How I survived a blizzard in a Corvette Z06 on summer tires

 Yes, that was me, two weeks ago in the snowbound mess on I-75 in Kentucky.

Let me explain.

One of the most-read pieces on Autoblog last year involved taking a Corvette places it probably shouldn't have been after a blizzard in the shadow of Mt. St. Helens. As we posited in the headline for the Chevrolet Corvette Convertible Road Test Review, "Mountain road after a blizzard. What could go wrong?" I did not have that piece in mind when I recently ended up stuck on the highway. But if I had had, my review would be titled, "2001 Chevrolet Corvette Z06 Road Test Review | Frozen highway during a snowstorm. Everything went wrong (until it went right)."

It started just before New Year's, when I decided to make a quick trip to Florida to visit a friend from my home near Cincinnati. The weather the day I left wasn't merely unseasonable, it was an absurd 71 degrees. Looking at the 10-day report, forecasters didn't predict anything even approaching the unsavory for at least a few days after I'd be back. So instead of grabbing the keys to the Buick or the Land Cruiser, I grabbed the keys to the Corvette.

This was going to be a breeze.

And it was, until I got a flat tire on New Year's Day, which led to a series of unfortunate delays and poor decisions. No one will be surprised to find out that tire shops don't keep a 290/35-section Michelin Pilot Sport 4S in stock at the end of December. So instead of departing on Sunday, January 2 and being back home the following day, when temps had stabilized at a more reasonable 33 degrees with no precipitation, I didn't leave until Tuesday evening.

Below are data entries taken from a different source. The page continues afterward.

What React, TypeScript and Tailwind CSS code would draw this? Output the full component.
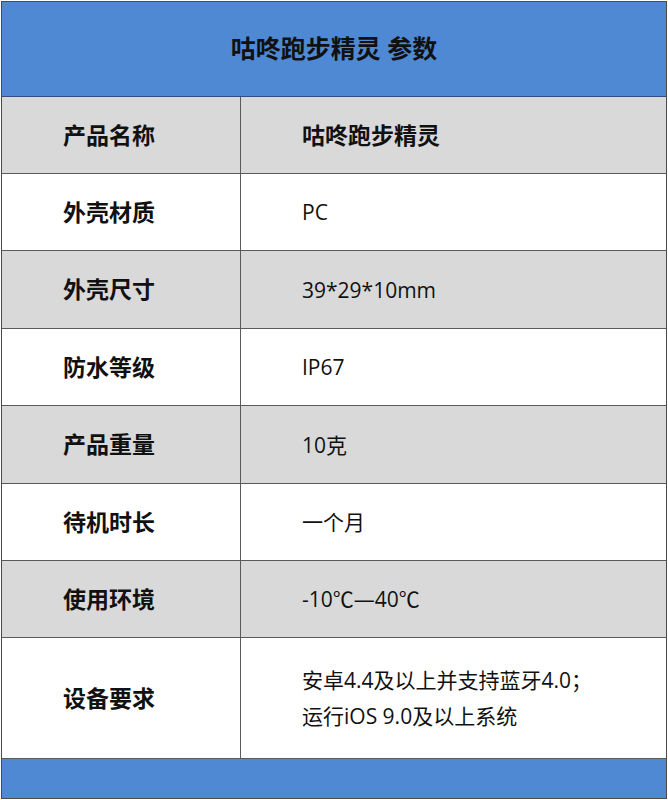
const rows: { label: string; value: string[]; bold?: boolean; h: string; gray: boolean }[] = [
  { label: '产品名称', value: ['咕咚跑步精灵'], bold: true, h: 'h-[77px]', gray: true },
  { label: '外壳材质', value: ['PC'], h: 'h-[77px]', gray: false },
  { label: '外壳尺寸', value: ['39*29*10mm'], h: 'h-[78px]', gray: true },
  { label: '防水等级', value: ['IP67'], h: 'h-[77px]', gray: false },
  { label: '产品重量', value: ['10克'], h: 'h-[78px]', gray: true },
  { label: '待机时长', value: ['一个月'], h: 'h-[77px]', gray: false },
  { label: '使用环境', value: ['-10℃—40℃'], h: 'h-[77px]', gray: true },
  {
    label: '设备要求',
    value: ['安卓4.4及以上并支持蓝牙4.0；', '运行iOS 9.0及以上系统'],
    h: 'h-[121px]',
    gray: false,
  },
];

export default function App() {
  return (
    <div
      className="h-[800px] w-[668px] bg-white pl-px pt-px"
      style={{ fontFamily: '"Open Sans", "Noto Sans CJK SC", sans-serif' }}
    >
      <div className="w-[666px] border border-[#4a4a4a]">
        {/* Title */}
        <div className="flex h-[95px] items-center justify-center border-b border-[#2f4f7f] bg-[#4f89d3]">
          <span className="text-[25px] font-bold text-[#111]">咕咚跑步精灵 参数</span>
        </div>

        {rows.map((r) => (
          <div
            key={r.label}
            className={`flex border-b border-[#5a5a5a] ${r.h} ${r.gray ? 'bg-[#d9d9d9]' : 'bg-white'}`}
          >
            <div className="flex w-[239px] items-center border-r border-[#5a5a5a] pl-[61px]">
              <span className="text-[23px] font-bold text-[#111]">{r.label}</span>
            </div>
            <div className="flex flex-1 flex-col justify-center pl-[61px]">
              {r.value.map((v) => (
                <span
                  key={v}
                  className={`leading-[36px] ${r.bold ? 'text-[23px] font-bold text-[#111]' : 'text-[21px] text-[#111]'}`}
                >
                  {v}
                </span>
              ))}
            </div>
          </div>
        ))}

        {/* Footer */}
        <div className="h-[39px] bg-[#4f89d3]" />
      </div>
    </div>
  );
}
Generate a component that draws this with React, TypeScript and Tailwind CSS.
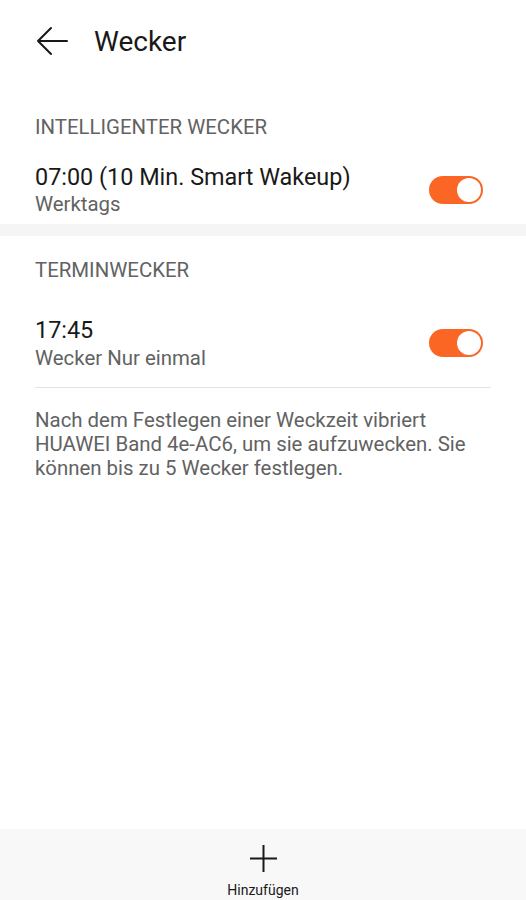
import React from "react";

function Toggle() {
  return (
    <div className="mr-[8px] w-[54px] h-[28px] rounded-full bg-[#fb6625] flex items-center justify-end pr-[2px] shrink-0">
      <div className="w-[24px] h-[24px] rounded-full bg-white" />
    </div>
  );
}

export default function App() {
  return (
    <div
      className="w-[526px] h-[900px] bg-white flex flex-col text-[#191919]"
      style={{ fontFamily: "Roboto, 'Noto Sans', sans-serif" }}
    >
      <div className="h-[84px] flex items-center pl-[36px] shrink-0">
        <svg width="32" height="30" viewBox="0 0 32 30" fill="none" className="-mt-[3px]">
          <path d="M2 15 H31 M15 2 L2 15 L15 28" stroke="#191919" strokeWidth="2" strokeLinecap="round" strokeLinejoin="round" />
        </svg>
        <div className="ml-[26px] text-[28px] leading-[32px]">Wecker</div>
      </div>

      <div className="px-[35px] pt-[31px] pb-[8px]">
        <div className="text-[20.4px] leading-[24px] text-[#626262]">INTELLIGENTER WECKER</div>
        <div className="mt-[24px] flex items-center justify-between">
          <div>
            <div className="text-[23.4px] leading-[28px]">07:00 (10 Min. Smart Wakeup)</div>
            <div className="mt-[1px] text-[20.4px] leading-[24px] text-[#626262]">Werktags</div>
          </div>
          <Toggle />
        </div>
      </div>

      <div className="h-[12px] bg-[#f5f5f5] shrink-0" />

      <div className="px-[35px] pt-[22px]">
        <div className="text-[20.4px] leading-[24px] text-[#626262]">TERMINWECKER</div>
        <div className="mt-[34px] flex items-center justify-between">
          <div>
            <div className="text-[23.4px] leading-[28px]">17:45</div>
            <div className="mt-[2px] text-[20.4px] leading-[24px] text-[#626262]">Wecker Nur einmal</div>
          </div>
          <Toggle />
        </div>
        <div className="mt-[17px] h-px bg-[#e2e2e2]" />
        <p className="pt-[20px] text-[20.4px] leading-[24px] text-[#626262]">
          Nach dem Festlegen einer Weckzeit vibriert HUAWEI Band 4e-AC6, um sie aufzuwecken. Sie können bis zu 5 Wecker festlegen.
        </p>
      </div>

      <div className="flex-1" />

      <div className="h-[71px] bg-[#f8f8f8] flex flex-col items-center pt-[16px] shrink-0">
        <svg width="27" height="27" viewBox="0 0 27 27" fill="none">
          <path d="M13.5 0 V27 M0 13.5 H27" stroke="#191919" strokeWidth="2" />
        </svg>
        <div className="mt-[10px] text-[14px] leading-[16px]">Hinzufügen</div>
      </div>
    </div>
  );
}
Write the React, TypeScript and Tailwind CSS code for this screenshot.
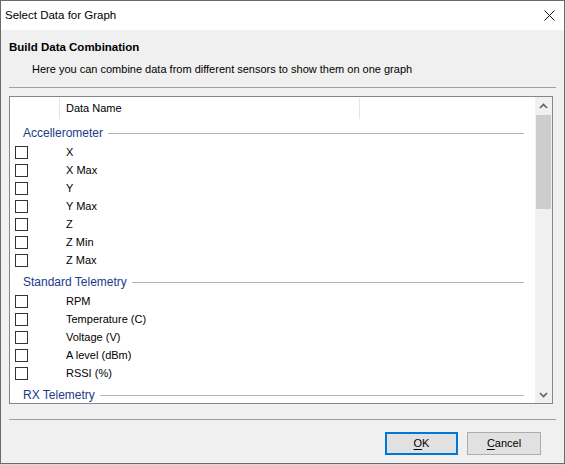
import { FC } from "react";

const font = { fontFamily: '"Liberation Sans", Arial, sans-serif' };

const groups: { name: string; items: string[] }[] = [
  { name: "Accellerometer", items: ["X", "X Max", "Y", "Y Max", "Z", "Z Min", "Z Max"] },
  { name: "Standard Telemetry", items: ["RPM", "Temperature (C)", "Voltage (V)", "A level (dBm)", "RSSI (%)"] },
  { name: "RX Telemetry", items: [] },
];

const GroupRow: FC<{ name: string }> = ({ name }) => (
  <div className="h-[23px] flex items-end pb-px pl-[13px] pr-[11px] shrink-0">
    <div className="flex items-center w-full h-[18px]">
      <span className="text-[12px] text-[#213a8a] whitespace-nowrap">{name}</span>
      <div className="flex-1 ml-[5px] h-px bg-[#a9b7c9]" />
    </div>
  </div>
);

const ItemRow: FC<{ label: string }> = ({ label }) => (
  <div className="h-[18px] flex items-center shrink-0">
    <div className="ml-[5px] w-[13px] h-[13px] border border-[#333333] bg-white" />
    <span className="ml-[38px] text-[11px] text-black">{label}</span>
  </div>
);

const Chevron: FC<{ up?: boolean }> = ({ up }) => (
  <svg width="9" height="6" viewBox="0 0 9 6">
    <polyline
      points={up ? "1,5 4.5,1.5 8,5" : "1,1 4.5,4.5 8,1"}
      fill="none"
      stroke="#606060"
      strokeWidth="1.6"
    />
  </svg>
);

const App: FC = () => {
  return (
    <div className="w-[566px] h-[465px] bg-[#d9d9d9]" style={font}>
      <div className="w-[565px] h-[464px] border border-[#6b6b6b] bg-[#f0f0f0] flex flex-col">
        {/* title bar */}
        <div className="h-[29px] bg-white flex items-center justify-between shrink-0">
          <span className="ml-[4px] text-[11.5px] text-black">Select Data for Graph</span>
          <svg width="11" height="11" viewBox="0 0 11 11" className="mr-[9px]">
            <path d="M0.5 0.5 L10.5 10.5 M10.5 0.5 L0.5 10.5" stroke="#111" strokeWidth="1" />
          </svg>
        </div>

        <div className="flex flex-col px-[8px]">
          <div className="mt-[10px] h-[16px] flex items-center text-[11.5px] font-bold text-black">
            Build Data Combination
          </div>
          <div className="mt-[5px] h-[16px] flex items-center pl-[23px] text-[11px] text-black">
            Here you can combine data from different sensors to show them on one graph
          </div>
          <div className="mt-[10px] h-px bg-[#a0a0a0]" />

          {/* list box */}
          <div className="mt-[8px] h-[308px] w-[544px] border border-[#828790] bg-white flex overflow-hidden">
            <div className="flex-1 flex flex-col overflow-hidden">
              <div className="h-[23px] flex items-stretch shrink-0">
                <div className="w-[50px] border-r border-[#e5e5e5] my-[1px]" />
                <div className="w-[300px] border-r border-[#e5e5e5] my-[1px] flex items-center pl-[6px] text-[11px] text-black">
                  Data Name
                </div>
              </div>
              {groups.map((g) => (
                <div key={g.name} className="flex flex-col">
                  <GroupRow name={g.name} />
                  {g.items.map((it) => (
                    <ItemRow key={it} label={it} />
                  ))}
                </div>
              ))}
            </div>
            {/* scrollbar */}
            <div className="w-[17px] bg-[#f0f0f0] flex flex-col shrink-0">
              <div className="h-[17px] flex items-center justify-center">
                <Chevron up />
              </div>
              <div className="flex-1 flex flex-col">
                <div className="mt-px h-[94px] mx-px bg-[#cdcdcd]" />
              </div>
              <div className="h-[17px] flex items-center justify-center">
                <Chevron />
              </div>
            </div>
          </div>

          <div className="mt-[15px] h-px bg-[#a0a0a0]" />

          <div className="mt-[12px] flex justify-end gap-[9px] pr-[15px]">
            <button className="w-[73px] h-[23px] border-2 border-[#0078d7] bg-[#e1e1e1] text-[11px] text-black">
              <span className="underline underline-offset-2">O</span>K
            </button>
            <button className="w-[74px] h-[23px] border border-[#adadad] bg-[#e1e1e1] text-[11px] text-black">
              <span className="underline underline-offset-2">C</span>ancel
            </button>
          </div>
        </div>
      </div>
    </div>
  );
};

export default App;
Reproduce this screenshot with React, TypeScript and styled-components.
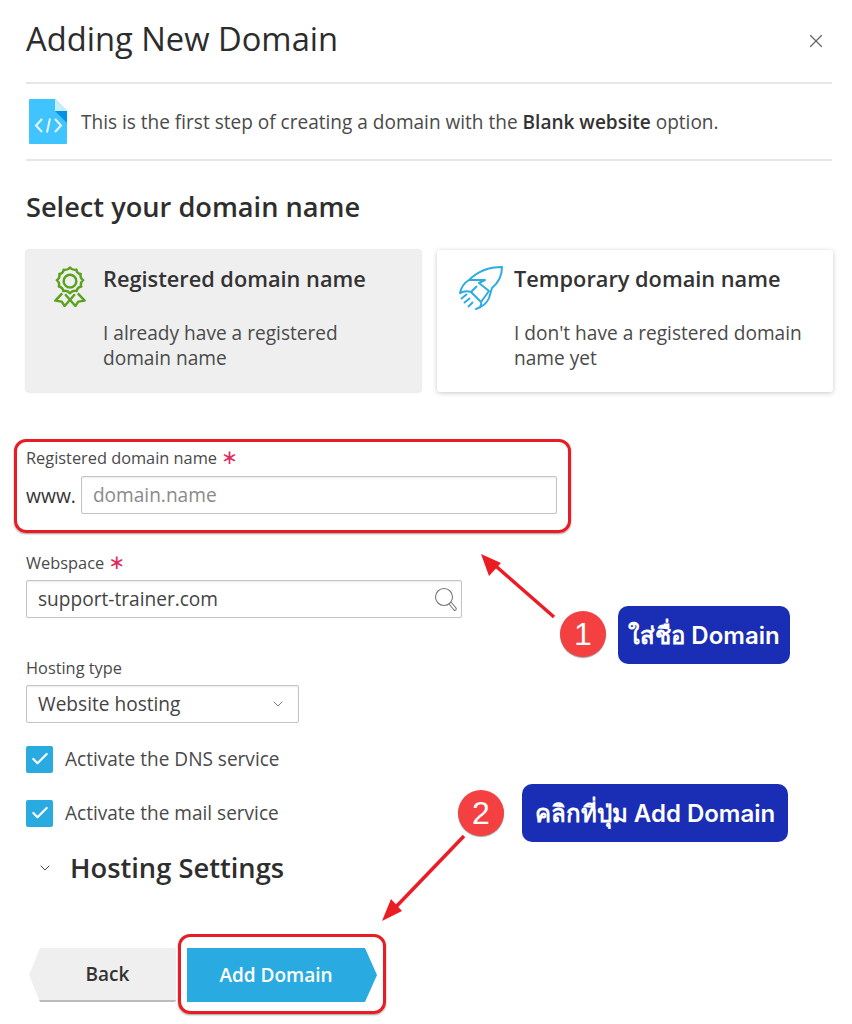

I drove overnight to just past Atlanta and got a hotel room. Still fatigued that evening, I decided to stay overnight and leave after a good night's sleep. This was the first of a series of missed opportunities to avoid what would happen the following day on the return trip from Florida.

On Thursday, everything was fine until after Knoxville, Tennessee, about 200 miles from home. Then the snow began, light, but sticking. By the time I crossed the Kentucky border, the landscape was white. Traffic remained fluid, moving about 45 to 50 mph. The roads were a touch slushy, but nothing problematic.

Getting into Kentucky hill country alongside the Daniel Boone National Forest past Corbin, patches of ice appeared. I saw my first car in the median. On the following curve, the back of the Corvette stepped out twice, two gentle slides that the electro-nannies quickly corrected. Then I saw the first overturned truck

I did not pull over. I kept going with the even slower flow of traffic. As long as traffic moved, I liked my chances.

I made it another 30 miles. Then, on an incline about two miles past the Mr. Vernon exit, traffic stopped. My chances cratered to zero.

At 2:24 p.m. on Thursday, I texted a friend to say I'd be home late. People who could turn their cars around and drive on the right shoulder against traffic back to the Mt. Vernon exit were doing so. With my car on brand-new summer tires, I didn't want to risk going downhill and sliding into any of the hundreds of cars between where I was and the exit ramp.

Southbound 75 was clear. I got out to see if there was a break in the low concrete wall separating northbound from southbound traffic that I might squeeze through. There was none.

The trucker next to me honked as I walked back to my car. Considering the situation, I was prepared for any question. His name was Mike, and he was irrationally awesome. Instead of asking me a question, he gave me an update on the situation: A huge pileup ahead, we were going to be there for at least two hours. That estimate sounded optimistic. We chatted about trucking for a bit. Then he gave me two bottles of water and a couple of granola bars, and I returned to my car.

At least I was wearing warm clothes, and I had enough warm-weather clothing in my duffel to layer up and forestall freezing to death. At 2:52 I was down to just under half a tank of gas, so I began rationing, running the car 10 minutes every hour.

An hour later, Mike told me the estimate for clearing the road ahead was another two hours.

An hour went by. Two plows had passed, clearing the left shoulder. Cars and trucks that could follow them did so, until the plows got stuck about a quarter of a mile ahead of where I was. Now there were four lanes of stopped traffic instead of three.

About 40 minutes later, Mike came over and told me it looked like we might be moving soon. The problem now was that it had been snowing an inch an hour and the mercury was dropping, so the snow under my tires had turned to ice. Mike said he had a snow shovel, and kindly let me borrow it to clear a path from where my car sat to the cleared lane. I chopped up the ice and snow and carried it out of the way until I was able to slither the Corvette into an open space in the cleared lane.